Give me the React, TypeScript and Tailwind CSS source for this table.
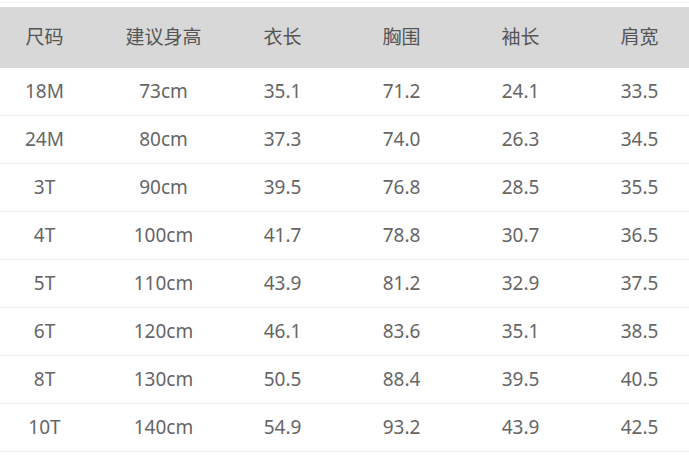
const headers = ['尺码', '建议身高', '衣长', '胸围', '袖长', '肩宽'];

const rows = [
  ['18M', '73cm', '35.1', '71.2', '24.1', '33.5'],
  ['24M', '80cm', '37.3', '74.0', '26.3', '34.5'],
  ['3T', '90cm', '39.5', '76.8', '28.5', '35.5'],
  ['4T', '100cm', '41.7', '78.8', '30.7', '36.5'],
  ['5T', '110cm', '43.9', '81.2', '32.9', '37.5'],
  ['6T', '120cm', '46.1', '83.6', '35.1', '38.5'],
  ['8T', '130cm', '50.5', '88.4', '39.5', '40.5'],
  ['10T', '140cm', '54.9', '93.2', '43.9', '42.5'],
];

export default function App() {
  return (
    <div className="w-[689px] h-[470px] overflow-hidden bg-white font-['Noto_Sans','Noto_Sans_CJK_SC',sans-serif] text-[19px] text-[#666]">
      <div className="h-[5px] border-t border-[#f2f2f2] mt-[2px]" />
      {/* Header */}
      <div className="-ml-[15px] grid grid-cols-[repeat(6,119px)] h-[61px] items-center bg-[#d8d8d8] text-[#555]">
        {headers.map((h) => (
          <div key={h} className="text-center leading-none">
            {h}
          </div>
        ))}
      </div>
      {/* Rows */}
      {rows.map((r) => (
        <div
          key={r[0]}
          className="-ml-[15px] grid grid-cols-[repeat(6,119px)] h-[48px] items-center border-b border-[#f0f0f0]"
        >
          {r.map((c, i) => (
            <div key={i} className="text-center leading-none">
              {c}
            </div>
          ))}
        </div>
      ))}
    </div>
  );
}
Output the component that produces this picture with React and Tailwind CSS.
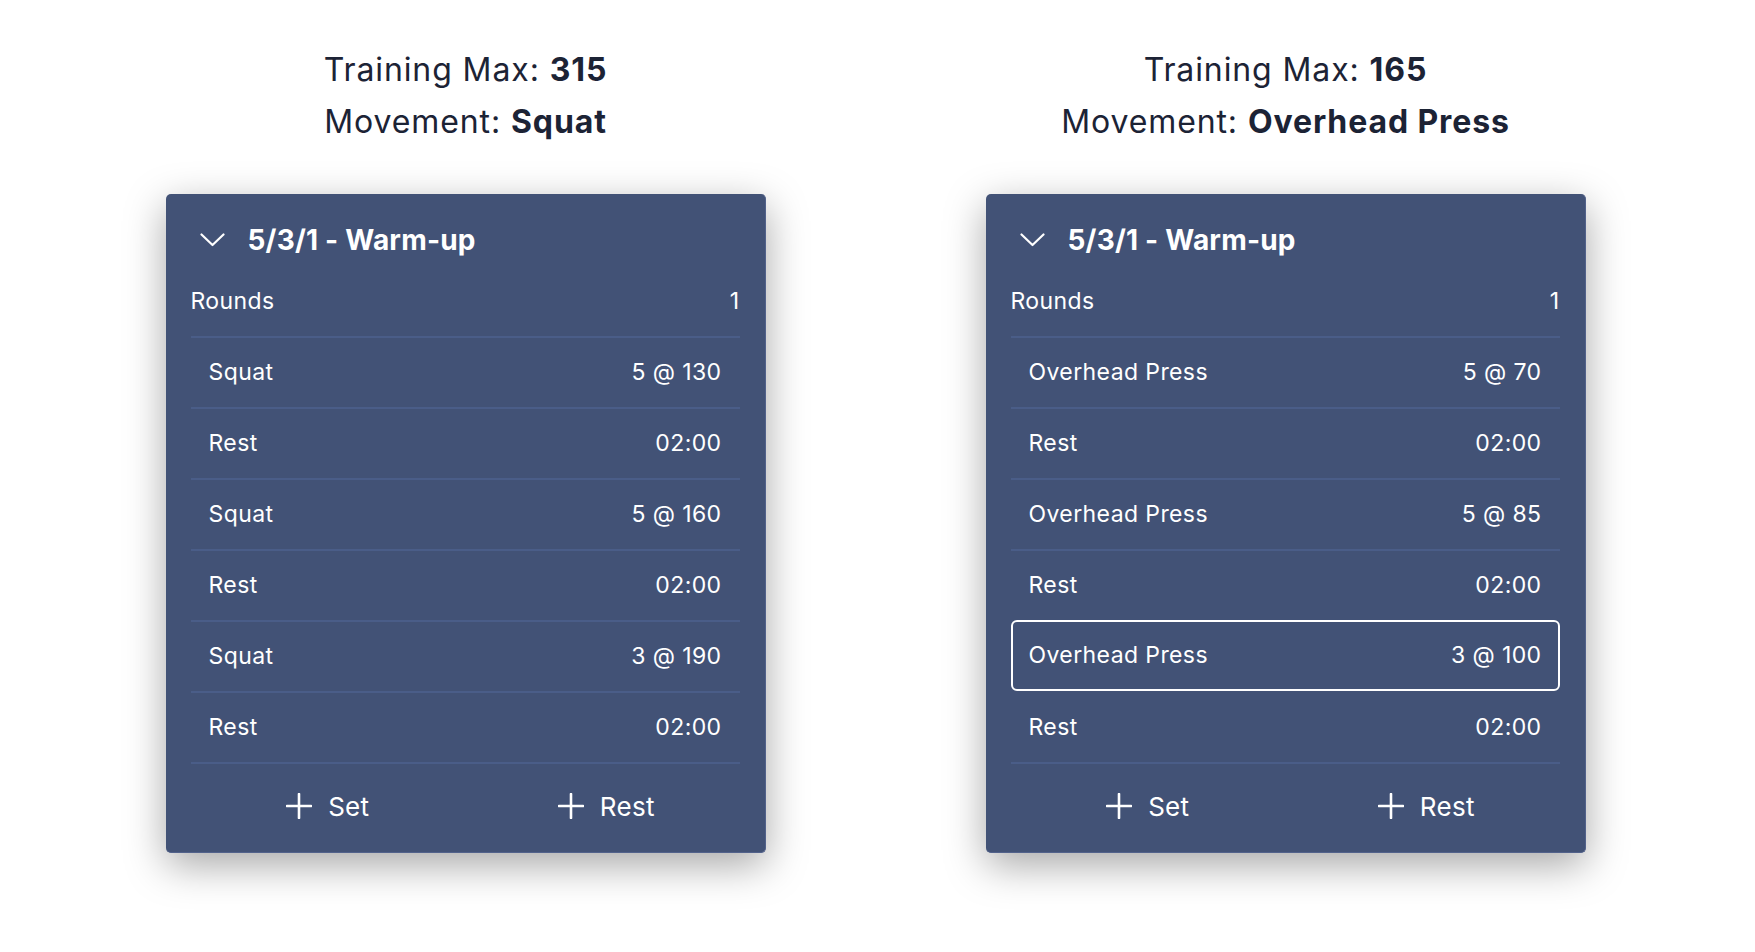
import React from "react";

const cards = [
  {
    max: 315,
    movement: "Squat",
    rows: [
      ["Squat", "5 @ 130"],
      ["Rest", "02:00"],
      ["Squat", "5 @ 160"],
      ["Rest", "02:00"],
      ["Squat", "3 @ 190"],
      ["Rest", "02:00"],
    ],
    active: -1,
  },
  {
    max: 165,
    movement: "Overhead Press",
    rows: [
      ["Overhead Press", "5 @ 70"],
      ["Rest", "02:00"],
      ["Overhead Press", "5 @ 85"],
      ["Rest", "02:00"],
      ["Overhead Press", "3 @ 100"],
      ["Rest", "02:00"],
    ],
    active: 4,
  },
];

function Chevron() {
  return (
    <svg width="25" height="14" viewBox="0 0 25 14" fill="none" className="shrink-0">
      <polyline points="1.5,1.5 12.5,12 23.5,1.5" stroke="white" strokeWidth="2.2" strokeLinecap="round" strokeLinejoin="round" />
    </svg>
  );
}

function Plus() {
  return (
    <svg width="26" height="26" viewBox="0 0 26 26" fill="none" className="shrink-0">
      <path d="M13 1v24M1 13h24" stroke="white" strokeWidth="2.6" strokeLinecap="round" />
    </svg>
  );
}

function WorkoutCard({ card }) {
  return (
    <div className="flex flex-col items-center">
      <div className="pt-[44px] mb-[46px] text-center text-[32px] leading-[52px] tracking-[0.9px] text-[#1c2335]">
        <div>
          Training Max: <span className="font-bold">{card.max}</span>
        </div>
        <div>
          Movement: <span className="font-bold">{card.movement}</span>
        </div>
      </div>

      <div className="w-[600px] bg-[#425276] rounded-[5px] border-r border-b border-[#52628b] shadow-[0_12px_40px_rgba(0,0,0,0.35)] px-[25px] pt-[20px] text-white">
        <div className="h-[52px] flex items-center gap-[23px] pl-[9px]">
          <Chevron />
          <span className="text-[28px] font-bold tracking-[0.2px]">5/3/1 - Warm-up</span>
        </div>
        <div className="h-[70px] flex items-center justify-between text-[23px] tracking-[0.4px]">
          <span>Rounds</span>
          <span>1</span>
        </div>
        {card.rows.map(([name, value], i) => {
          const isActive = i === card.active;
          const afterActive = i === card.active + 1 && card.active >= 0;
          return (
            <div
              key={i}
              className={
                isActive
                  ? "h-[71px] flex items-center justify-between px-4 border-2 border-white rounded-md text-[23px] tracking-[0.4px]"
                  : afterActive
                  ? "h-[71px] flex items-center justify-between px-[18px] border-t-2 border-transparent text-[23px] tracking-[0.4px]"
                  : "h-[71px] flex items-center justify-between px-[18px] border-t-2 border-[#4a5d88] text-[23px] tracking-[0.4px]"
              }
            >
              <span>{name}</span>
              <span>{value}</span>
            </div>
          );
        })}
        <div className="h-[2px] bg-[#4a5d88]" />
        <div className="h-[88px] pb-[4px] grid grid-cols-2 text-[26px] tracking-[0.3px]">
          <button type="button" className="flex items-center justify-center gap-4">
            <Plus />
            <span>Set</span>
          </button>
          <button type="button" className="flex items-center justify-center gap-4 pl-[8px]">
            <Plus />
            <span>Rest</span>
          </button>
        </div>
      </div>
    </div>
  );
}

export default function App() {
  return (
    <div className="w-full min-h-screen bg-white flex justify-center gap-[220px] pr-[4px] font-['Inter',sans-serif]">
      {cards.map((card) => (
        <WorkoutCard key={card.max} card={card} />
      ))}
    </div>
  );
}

***

Your objective :: Leave out every picture and copy the rest of the records exactly.

Written solution ::
Give me the React, TypeScript and Tailwind CSS source for this table.
const headers = ['尺码', '建议身高', '衣长', '胸围', '袖长', '肩宽'];

const rows = [
  ['18M', '73cm', '35.1', '71.2', '24.1', '33.5'],
  ['24M', '80cm', '37.3', '74.0', '26.3', '34.5'],
  ['3T', '90cm', '39.5', '76.8', '28.5', '35.5'],
  ['4T', '100cm', '41.7', '78.8', '30.7', '36.5'],
  ['5T', '110cm', '43.9', '81.2', '32.9', '37.5'],
  ['6T', '120cm', '46.1', '83.6', '35.1', '38.5'],
  ['8T', '130cm', '50.5', '88.4', '39.5', '40.5'],
  ['10T', '140cm', '54.9', '93.2', '43.9', '42.5'],
];

export default function App() {
  return (
    <div className="w-[689px] h-[470px] overflow-hidden bg-white font-['Noto_Sans','Noto_Sans_CJK_SC',sans-serif] text-[19px] text-[#666]">
      <div className="h-[5px] border-t border-[#f2f2f2] mt-[2px]" />
      {/* Header */}
      <div className="-ml-[15px] grid grid-cols-[repeat(6,119px)] h-[61px] items-center bg-[#d8d8d8] text-[#555]">
        {headers.map((h) => (
          <div key={h} className="text-center leading-none">
            {h}
          </div>
        ))}
      </div>
      {/* Rows */}
      {rows.map((r) => (
        <div
          key={r[0]}
          className="-ml-[15px] grid grid-cols-[repeat(6,119px)] h-[48px] items-center border-b border-[#f0f0f0]"
        >
          {r.map((c, i) => (
            <div key={i} className="text-center leading-none">
              {c}
            </div>
          ))}
        </div>
      ))}
    </div>
  );
}
Output the component that produces this picture with React and Tailwind CSS.
import React from "react";

const cards = [
  {
    max: 315,
    movement: "Squat",
    rows: [
      ["Squat", "5 @ 130"],
      ["Rest", "02:00"],
      ["Squat", "5 @ 160"],
      ["Rest", "02:00"],
      ["Squat", "3 @ 190"],
      ["Rest", "02:00"],
    ],
    active: -1,
  },
  {
    max: 165,
    movement: "Overhead Press",
    rows: [
      ["Overhead Press", "5 @ 70"],
      ["Rest", "02:00"],
      ["Overhead Press", "5 @ 85"],
      ["Rest", "02:00"],
      ["Overhead Press", "3 @ 100"],
      ["Rest", "02:00"],
    ],
    active: 4,
  },
];

function Chevron() {
  return (
    <svg width="25" height="14" viewBox="0 0 25 14" fill="none" className="shrink-0">
      <polyline points="1.5,1.5 12.5,12 23.5,1.5" stroke="white" strokeWidth="2.2" strokeLinecap="round" strokeLinejoin="round" />
    </svg>
  );
}

function Plus() {
  return (
    <svg width="26" height="26" viewBox="0 0 26 26" fill="none" className="shrink-0">
      <path d="M13 1v24M1 13h24" stroke="white" strokeWidth="2.6" strokeLinecap="round" />
    </svg>
  );
}

function WorkoutCard({ card }) {
  return (
    <div className="flex flex-col items-center">
      <div className="pt-[44px] mb-[46px] text-center text-[32px] leading-[52px] tracking-[0.9px] text-[#1c2335]">
        <div>
          Training Max: <span className="font-bold">{card.max}</span>
        </div>
        <div>
          Movement: <span className="font-bold">{card.movement}</span>
        </div>
      </div>

      <div className="w-[600px] bg-[#425276] rounded-[5px] border-r border-b border-[#52628b] shadow-[0_12px_40px_rgba(0,0,0,0.35)] px-[25px] pt-[20px] text-white">
        <div className="h-[52px] flex items-center gap-[23px] pl-[9px]">
          <Chevron />
          <span className="text-[28px] font-bold tracking-[0.2px]">5/3/1 - Warm-up</span>
        </div>
        <div className="h-[70px] flex items-center justify-between text-[23px] tracking-[0.4px]">
          <span>Rounds</span>
          <span>1</span>
        </div>
        {card.rows.map(([name, value], i) => {
          const isActive = i === card.active;
          const afterActive = i === card.active + 1 && card.active >= 0;
          return (
            <div
              key={i}
              className={
                isActive
                  ? "h-[71px] flex items-center justify-between px-4 border-2 border-white rounded-md text-[23px] tracking-[0.4px]"
                  : afterActive
                  ? "h-[71px] flex items-center justify-between px-[18px] border-t-2 border-transparent text-[23px] tracking-[0.4px]"
                  : "h-[71px] flex items-center justify-between px-[18px] border-t-2 border-[#4a5d88] text-[23px] tracking-[0.4px]"
              }
            >
              <span>{name}</span>
              <span>{value}</span>
            </div>
          );
        })}
        <div className="h-[2px] bg-[#4a5d88]" />
        <div className="h-[88px] pb-[4px] grid grid-cols-2 text-[26px] tracking-[0.3px]">
          <button type="button" className="flex items-center justify-center gap-4">
            <Plus />
            <span>Set</span>
          </button>
          <button type="button" className="flex items-center justify-center gap-4 pl-[8px]">
            <Plus />
            <span>Rest</span>
          </button>
        </div>
      </div>
    </div>
  );
}

export default function App() {
  return (
    <div className="w-full min-h-screen bg-white flex justify-center gap-[220px] pr-[4px] font-['Inter',sans-serif]">
      {cards.map((card) => (
        <WorkoutCard key={card.max} card={card} />
      ))}
    </div>
  );
}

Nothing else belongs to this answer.